На следующее утро после событий на площади Цебриков (ему было двадцать пять лет) арестован, затем разжалован в солдаты с выслугой (наказание ужесточили — без выслуги), участвовал в турецкой кампании, через два года после в 1837 (или в 1838) произведён в прапорщики, находился под надзором, служил управляющим имениями и скончался в 1862 году (Иногда возникает дата 1866 — но с его жизнью много путаницы, не только со смертью).
Судя по всему, в старости Цебриков интереса к жизни не потерял, говорил, что был рад попасть в интересную историю, но мемуары надиктовал такие, что ни в какие ворота не лезли, — полные столь фантастических подробностей, что историки пришли в оторопь.

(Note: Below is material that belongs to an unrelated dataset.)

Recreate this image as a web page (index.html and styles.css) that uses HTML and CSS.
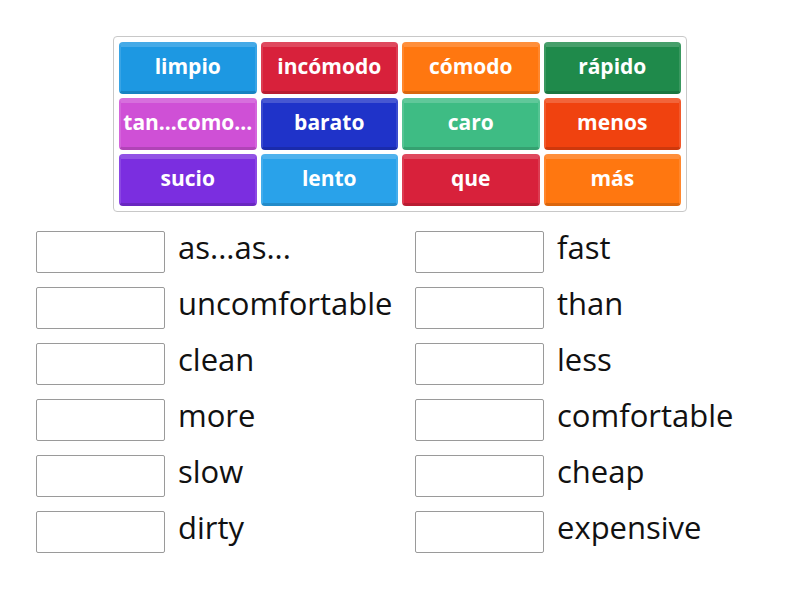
FILE: index.html
```html
<!DOCTYPE html>
<html>
<head>
<meta charset="utf-8">
<link rel="stylesheet" href="styles.css">
</head>
<body>
<div class="page">
  <div class="bank">
    <div class="tile c-sky">limpio</div>
    <div class="tile c-red">incómodo</div>
    <div class="tile c-orange">cómodo</div>
    <div class="tile c-green">rápido</div>
    <div class="tile c-pink">tan...como...</div>
    <div class="tile c-blue">barato</div>
    <div class="tile c-mint">caro</div>
    <div class="tile c-vermilion">menos</div>
    <div class="tile c-purple">sucio</div>
    <div class="tile c-sky2">lento</div>
    <div class="tile c-red">que</div>
    <div class="tile c-orange">más</div>
  </div>
  <div class="answers">
    <div class="col">
      <div class="row"><div class="slot"></div><span class="word">as...as...</span></div>
      <div class="row"><div class="slot"></div><span class="word">uncomfortable</span></div>
      <div class="row"><div class="slot"></div><span class="word">clean</span></div>
      <div class="row"><div class="slot"></div><span class="word">more</span></div>
      <div class="row"><div class="slot"></div><span class="word">slow</span></div>
      <div class="row"><div class="slot"></div><span class="word">dirty</span></div>
    </div>
    <div class="col">
      <div class="row"><div class="slot"></div><span class="word">fast</span></div>
      <div class="row"><div class="slot"></div><span class="word">than</span></div>
      <div class="row"><div class="slot"></div><span class="word">less</span></div>
      <div class="row"><div class="slot"></div><span class="word">comfortable</span></div>
      <div class="row"><div class="slot"></div><span class="word">cheap</span></div>
      <div class="row"><div class="slot"></div><span class="word">expensive</span></div>
    </div>
  </div>
</div>
</body>
</html>
```
FILE: styles.css
```css
* { box-sizing: border-box; }
html, body { margin: 0; padding: 0; background: #fff; }
body { font-family: "Open Sans", "Liberation Sans", sans-serif; color: #111; }
.page { width: 800px; height: 600px; padding-top: 36px; }
.bank {
  margin-left: 113px;
  width: 574px;
  border: 1px solid #c8c8c8;
  border-radius: 4px;
  padding: 5px;
  display: grid;
  grid-template-columns: repeat(4, 1fr);
  gap: 4px;
}
.tile {
  height: 52px;
  border-radius: 4px;
  border-top: 5px solid rgba(255,255,255,0.18);
  border-left: 2px solid rgba(255,255,255,0.12);
  border-right: 2px solid rgba(255,255,255,0.12);
  border-bottom: 3px solid rgba(0,0,0,0.14);
  color: #fff;
  font-weight: 700;
  font-size: 21px;
  display: flex;
  align-items: center;
  justify-content: center;
  white-space: nowrap;
  overflow: hidden;
  padding-bottom: 6px;
}
.c-sky { background: #1d98e2; }
.c-sky2 { background: #29a2ea; }
.c-red { background: #d8213b; }
.c-orange { background: #ff7710; }
.c-green { background: #1f8a4b; }
.c-pink { background: #cf50d6; }
.c-blue { background: #1f33c9; }
.c-mint { background: #3ebc84; }
.c-vermilion { background: #f0420f; }
.c-purple { background: #7b2ee0; }
.answers {
  display: flex;
  margin-top: 19px;
  padding-left: 36px;
}
.col { width: 379px; display: flex; flex-direction: column; gap: 14px; }
.row { display: flex; align-items: center; height: 42px; }
.slot {
  width: 129px;
  height: 42px;
  border: 1px solid #9a9a9a;
  border-radius: 2px;
  flex: none;
}
.word {
  margin-left: 13px;
  font-size: 31px;
  line-height: 42px;
  color: #111;
  position: relative;
  top: -5px;
}
```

В словаре Половцова (где как раз датой смерти указан 1866 год) о нём говорится, кажется, со слов Греча, с которым он дружил: «По отзывам друзей и лиц, близко знавших его, Цебриков был человек оригинальный, правдивый, честнейший, пылкий до сумасбродства. Он очень легко поддавался мистификации, чем давал повод к шуткам над ним его друзей»6.
Так или иначе, это судьба Ноздрёва или Манилова, Хлестакова или Чичикова, что вдруг выходит из дома... Нет, это ты, дорогой читатель — это ты, ты, ещё ощущая во рту хруст французской булки, выходишь из дома в день, не предвещающий никаких катаклизмов, затем ты ощущаешь нечто, видишь приятелей, и воронка истории засасывает тебя, будто раковина умывальника, с громким всхлипом.
Как написал в 1935 году Даниил Хармс: «Читатель, вдумайся в эту басню, и тебе станет не по себе»7.